▸ **Work to complete**: Quote, verbatim, all material below, without pictures.

-- -- --

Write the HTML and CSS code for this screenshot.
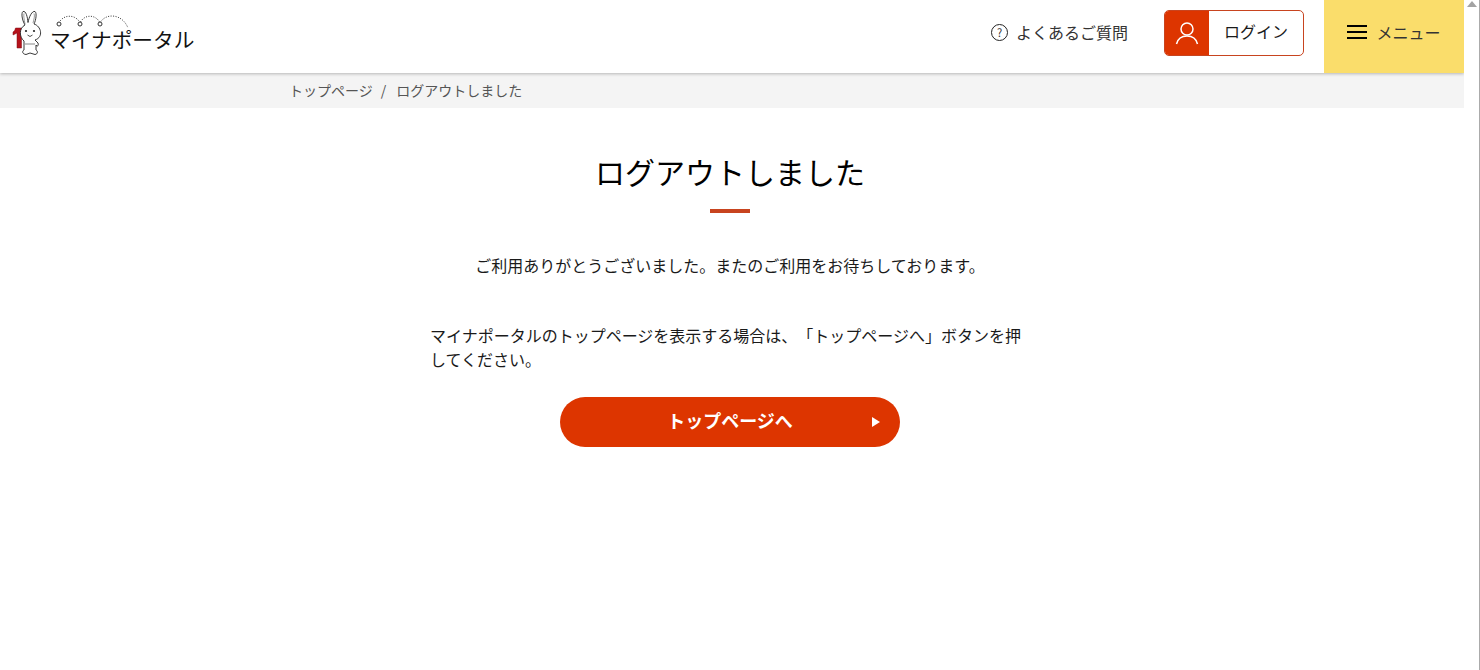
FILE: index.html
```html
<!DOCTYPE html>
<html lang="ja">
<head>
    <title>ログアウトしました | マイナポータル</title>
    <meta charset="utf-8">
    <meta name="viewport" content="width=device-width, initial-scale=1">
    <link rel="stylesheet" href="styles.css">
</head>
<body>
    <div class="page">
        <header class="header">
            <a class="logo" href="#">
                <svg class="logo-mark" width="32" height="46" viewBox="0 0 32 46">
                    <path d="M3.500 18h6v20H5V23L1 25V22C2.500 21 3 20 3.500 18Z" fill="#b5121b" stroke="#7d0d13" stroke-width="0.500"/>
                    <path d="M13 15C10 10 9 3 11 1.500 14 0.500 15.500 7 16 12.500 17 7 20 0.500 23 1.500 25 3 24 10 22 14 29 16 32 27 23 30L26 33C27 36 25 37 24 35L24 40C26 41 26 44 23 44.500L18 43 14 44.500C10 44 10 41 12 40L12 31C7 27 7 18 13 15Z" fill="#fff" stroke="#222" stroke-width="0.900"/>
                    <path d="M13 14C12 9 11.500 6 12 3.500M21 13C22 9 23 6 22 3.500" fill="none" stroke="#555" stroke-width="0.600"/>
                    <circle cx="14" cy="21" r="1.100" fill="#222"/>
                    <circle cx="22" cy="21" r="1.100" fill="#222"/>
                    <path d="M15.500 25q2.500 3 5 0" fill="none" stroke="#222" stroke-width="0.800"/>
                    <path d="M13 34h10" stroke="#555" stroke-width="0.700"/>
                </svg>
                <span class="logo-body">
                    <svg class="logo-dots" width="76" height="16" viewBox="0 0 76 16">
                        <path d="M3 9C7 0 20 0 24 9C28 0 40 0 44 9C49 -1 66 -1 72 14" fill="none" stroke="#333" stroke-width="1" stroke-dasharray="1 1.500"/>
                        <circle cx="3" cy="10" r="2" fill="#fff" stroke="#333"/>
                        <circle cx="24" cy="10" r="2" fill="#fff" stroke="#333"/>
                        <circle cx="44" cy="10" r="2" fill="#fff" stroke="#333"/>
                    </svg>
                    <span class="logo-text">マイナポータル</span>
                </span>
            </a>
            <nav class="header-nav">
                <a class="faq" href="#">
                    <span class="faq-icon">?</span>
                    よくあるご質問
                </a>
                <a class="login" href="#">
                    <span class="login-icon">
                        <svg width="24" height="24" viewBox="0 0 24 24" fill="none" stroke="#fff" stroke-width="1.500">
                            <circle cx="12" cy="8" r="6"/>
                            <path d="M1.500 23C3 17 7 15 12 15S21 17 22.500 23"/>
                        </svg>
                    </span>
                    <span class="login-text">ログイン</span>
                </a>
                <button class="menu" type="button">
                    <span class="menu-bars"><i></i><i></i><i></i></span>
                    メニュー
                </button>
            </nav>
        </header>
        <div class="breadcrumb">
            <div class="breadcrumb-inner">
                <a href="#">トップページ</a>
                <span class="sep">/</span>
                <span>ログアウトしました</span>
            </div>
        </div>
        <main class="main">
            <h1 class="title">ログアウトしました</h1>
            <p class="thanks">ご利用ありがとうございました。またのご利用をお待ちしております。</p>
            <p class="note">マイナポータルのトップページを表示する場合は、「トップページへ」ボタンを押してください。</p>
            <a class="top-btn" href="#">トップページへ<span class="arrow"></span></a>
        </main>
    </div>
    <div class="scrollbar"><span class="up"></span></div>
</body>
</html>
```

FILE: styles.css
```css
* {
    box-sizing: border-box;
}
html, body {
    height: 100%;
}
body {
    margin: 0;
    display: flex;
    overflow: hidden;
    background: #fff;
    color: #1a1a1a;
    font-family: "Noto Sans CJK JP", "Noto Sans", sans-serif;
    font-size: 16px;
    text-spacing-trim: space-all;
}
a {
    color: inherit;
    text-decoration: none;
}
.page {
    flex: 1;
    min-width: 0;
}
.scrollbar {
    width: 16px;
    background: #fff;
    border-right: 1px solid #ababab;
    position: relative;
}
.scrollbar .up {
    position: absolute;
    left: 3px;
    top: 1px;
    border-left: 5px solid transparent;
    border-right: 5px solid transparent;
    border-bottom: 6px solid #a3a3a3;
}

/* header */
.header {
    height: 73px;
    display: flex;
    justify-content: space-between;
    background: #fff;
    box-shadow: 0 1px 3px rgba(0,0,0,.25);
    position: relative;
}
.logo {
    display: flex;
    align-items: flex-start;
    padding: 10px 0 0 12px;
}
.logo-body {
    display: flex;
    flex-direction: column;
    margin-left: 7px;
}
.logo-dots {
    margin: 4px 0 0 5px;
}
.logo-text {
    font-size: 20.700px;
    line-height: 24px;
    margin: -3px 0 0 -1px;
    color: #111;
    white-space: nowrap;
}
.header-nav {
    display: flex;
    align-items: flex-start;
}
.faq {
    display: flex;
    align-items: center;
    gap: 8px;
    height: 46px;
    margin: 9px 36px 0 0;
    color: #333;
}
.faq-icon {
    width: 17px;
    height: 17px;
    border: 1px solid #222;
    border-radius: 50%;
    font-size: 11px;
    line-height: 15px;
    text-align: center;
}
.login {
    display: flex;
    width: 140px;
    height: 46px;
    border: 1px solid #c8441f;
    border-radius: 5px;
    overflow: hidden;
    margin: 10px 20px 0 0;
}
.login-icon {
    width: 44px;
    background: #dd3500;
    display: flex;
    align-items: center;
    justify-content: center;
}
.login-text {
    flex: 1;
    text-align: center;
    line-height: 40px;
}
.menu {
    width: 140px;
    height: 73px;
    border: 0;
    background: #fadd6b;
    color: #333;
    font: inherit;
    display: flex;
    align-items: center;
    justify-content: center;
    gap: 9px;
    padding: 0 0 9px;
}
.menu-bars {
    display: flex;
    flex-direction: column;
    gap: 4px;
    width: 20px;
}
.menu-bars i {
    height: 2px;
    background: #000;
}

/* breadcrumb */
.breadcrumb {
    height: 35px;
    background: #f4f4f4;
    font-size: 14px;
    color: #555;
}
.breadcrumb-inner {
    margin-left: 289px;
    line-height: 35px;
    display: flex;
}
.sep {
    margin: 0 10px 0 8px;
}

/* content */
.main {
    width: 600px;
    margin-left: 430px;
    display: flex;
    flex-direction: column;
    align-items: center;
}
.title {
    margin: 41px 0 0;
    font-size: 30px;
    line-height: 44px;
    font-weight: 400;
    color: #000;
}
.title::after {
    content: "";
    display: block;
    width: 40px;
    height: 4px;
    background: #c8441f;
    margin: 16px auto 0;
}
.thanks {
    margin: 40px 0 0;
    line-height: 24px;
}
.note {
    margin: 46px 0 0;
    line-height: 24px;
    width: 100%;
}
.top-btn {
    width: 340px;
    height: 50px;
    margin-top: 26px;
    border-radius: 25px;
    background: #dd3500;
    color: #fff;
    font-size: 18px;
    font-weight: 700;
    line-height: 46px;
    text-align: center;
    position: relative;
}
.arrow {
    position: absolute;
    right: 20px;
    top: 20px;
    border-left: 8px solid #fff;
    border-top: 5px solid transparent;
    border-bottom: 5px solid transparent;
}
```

-- -- --

▸ **Output**:
Write the HTML and CSS code for this screenshot.
FILE: index.html
```html
<!DOCTYPE html>
<html lang="ja">
<head>
    <title>ログアウトしました | マイナポータル</title>
    <meta charset="utf-8">
    <meta name="viewport" content="width=device-width, initial-scale=1">
    <link rel="stylesheet" href="styles.css">
</head>
<body>
    <div class="page">
        <header class="header">
            <a class="logo" href="#">
                <svg class="logo-mark" width="32" height="46" viewBox="0 0 32 46">
                    <path d="M3.500 18h6v20H5V23L1 25V22C2.500 21 3 20 3.500 18Z" fill="#b5121b" stroke="#7d0d13" stroke-width="0.500"/>
                    <path d="M13 15C10 10 9 3 11 1.500 14 0.500 15.500 7 16 12.500 17 7 20 0.500 23 1.500 25 3 24 10 22 14 29 16 32 27 23 30L26 33C27 36 25 37 24 35L24 40C26 41 26 44 23 44.500L18 43 14 44.500C10 44 10 41 12 40L12 31C7 27 7 18 13 15Z" fill="#fff" stroke="#222" stroke-width="0.900"/>
                    <path d="M13 14C12 9 11.500 6 12 3.500M21 13C22 9 23 6 22 3.500" fill="none" stroke="#555" stroke-width="0.600"/>
                    <circle cx="14" cy="21" r="1.100" fill="#222"/>
                    <circle cx="22" cy="21" r="1.100" fill="#222"/>
                    <path d="M15.500 25q2.500 3 5 0" fill="none" stroke="#222" stroke-width="0.800"/>
                    <path d="M13 34h10" stroke="#555" stroke-width="0.700"/>
                </svg>
                <span class="logo-body">
                    <svg class="logo-dots" width="76" height="16" viewBox="0 0 76 16">
                        <path d="M3 9C7 0 20 0 24 9C28 0 40 0 44 9C49 -1 66 -1 72 14" fill="none" stroke="#333" stroke-width="1" stroke-dasharray="1 1.500"/>
                        <circle cx="3" cy="10" r="2" fill="#fff" stroke="#333"/>
                        <circle cx="24" cy="10" r="2" fill="#fff" stroke="#333"/>
                        <circle cx="44" cy="10" r="2" fill="#fff" stroke="#333"/>
                    </svg>
                    <span class="logo-text">マイナポータル</span>
                </span>
            </a>
            <nav class="header-nav">
                <a class="faq" href="#">
                    <span class="faq-icon">?</span>
                    よくあるご質問
                </a>
                <a class="login" href="#">
                    <span class="login-icon">
                        <svg width="24" height="24" viewBox="0 0 24 24" fill="none" stroke="#fff" stroke-width="1.500">
                            <circle cx="12" cy="8" r="6"/>
                            <path d="M1.500 23C3 17 7 15 12 15S21 17 22.500 23"/>
                        </svg>
                    </span>
                    <span class="login-text">ログイン</span>
                </a>
                <button class="menu" type="button">
                    <span class="menu-bars"><i></i><i></i><i></i></span>
                    メニュー
                </button>
            </nav>
        </header>
        <div class="breadcrumb">
            <div class="breadcrumb-inner">
                <a href="#">トップページ</a>
                <span class="sep">/</span>
                <span>ログアウトしました</span>
            </div>
        </div>
        <main class="main">
            <h1 class="title">ログアウトしました</h1>
            <p class="thanks">ご利用ありがとうございました。またのご利用をお待ちしております。</p>
            <p class="note">マイナポータルのトップページを表示する場合は、「トップページへ」ボタンを押してください。</p>
            <a class="top-btn" href="#">トップページへ<span class="arrow"></span></a>
        </main>
    </div>
    <div class="scrollbar"><span class="up"></span></div>
</body>
</html>
```

FILE: styles.css
```css
* {
    box-sizing: border-box;
}
html, body {
    height: 100%;
}
body {
    margin: 0;
    display: flex;
    overflow: hidden;
    background: #fff;
    color: #1a1a1a;
    font-family: "Noto Sans CJK JP", "Noto Sans", sans-serif;
    font-size: 16px;
    text-spacing-trim: space-all;
}
a {
    color: inherit;
    text-decoration: none;
}
.page {
    flex: 1;
    min-width: 0;
}
.scrollbar {
    width: 16px;
    background: #fff;
    border-right: 1px solid #ababab;
    position: relative;
}
.scrollbar .up {
    position: absolute;
    left: 3px;
    top: 1px;
    border-left: 5px solid transparent;
    border-right: 5px solid transparent;
    border-bottom: 6px solid #a3a3a3;
}

/* header */
.header {
    height: 73px;
    display: flex;
    justify-content: space-between;
    background: #fff;
    box-shadow: 0 1px 3px rgba(0,0,0,.25);
    position: relative;
}
.logo {
    display: flex;
    align-items: flex-start;
    padding: 10px 0 0 12px;
}
.logo-body {
    display: flex;
    flex-direction: column;
    margin-left: 7px;
}
.logo-dots {
    margin: 4px 0 0 5px;
}
.logo-text {
    font-size: 20.700px;
    line-height: 24px;
    margin: -3px 0 0 -1px;
    color: #111;
    white-space: nowrap;
}
.header-nav {
    display: flex;
    align-items: flex-start;
}
.faq {
    display: flex;
    align-items: center;
    gap: 8px;
    height: 46px;
    margin: 9px 36px 0 0;
    color: #333;
}
.faq-icon {
    width: 17px;
    height: 17px;
    border: 1px solid #222;
    border-radius: 50%;
    font-size: 11px;
    line-height: 15px;
    text-align: center;
}
.login {
    display: flex;
    width: 140px;
    height: 46px;
    border: 1px solid #c8441f;
    border-radius: 5px;
    overflow: hidden;
    margin: 10px 20px 0 0;
}
.login-icon {
    width: 44px;
    background: #dd3500;
    display: flex;
    align-items: center;
    justify-content: center;
}
.login-text {
    flex: 1;
    text-align: center;
    line-height: 40px;
}
.menu {
    width: 140px;
    height: 73px;
    border: 0;
    background: #fadd6b;
    color: #333;
    font: inherit;
    display: flex;
    align-items: center;
    justify-content: center;
    gap: 9px;
    padding: 0 0 9px;
}
.menu-bars {
    display: flex;
    flex-direction: column;
    gap: 4px;
    width: 20px;
}
.menu-bars i {
    height: 2px;
    background: #000;
}

/* breadcrumb */
.breadcrumb {
    height: 35px;
    background: #f4f4f4;
    font-size: 14px;
    color: #555;
}
.breadcrumb-inner {
    margin-left: 289px;
    line-height: 35px;
    display: flex;
}
.sep {
    margin: 0 10px 0 8px;
}

/* content */
.main {
    width: 600px;
    margin-left: 430px;
    display: flex;
    flex-direction: column;
    align-items: center;
}
.title {
    margin: 41px 0 0;
    font-size: 30px;
    line-height: 44px;
    font-weight: 400;
    color: #000;
}
.title::after {
    content: "";
    display: block;
    width: 40px;
    height: 4px;
    background: #c8441f;
    margin: 16px auto 0;
}
.thanks {
    margin: 40px 0 0;
    line-height: 24px;
}
.note {
    margin: 46px 0 0;
    line-height: 24px;
    width: 100%;
}
.top-btn {
    width: 340px;
    height: 50px;
    margin-top: 26px;
    border-radius: 25px;
    background: #dd3500;
    color: #fff;
    font-size: 18px;
    font-weight: 700;
    line-height: 46px;
    text-align: center;
    position: relative;
}
.arrow {
    position: absolute;
    right: 20px;
    top: 20px;
    border-left: 8px solid #fff;
    border-top: 5px solid transparent;
    border-bottom: 5px solid transparent;
}
```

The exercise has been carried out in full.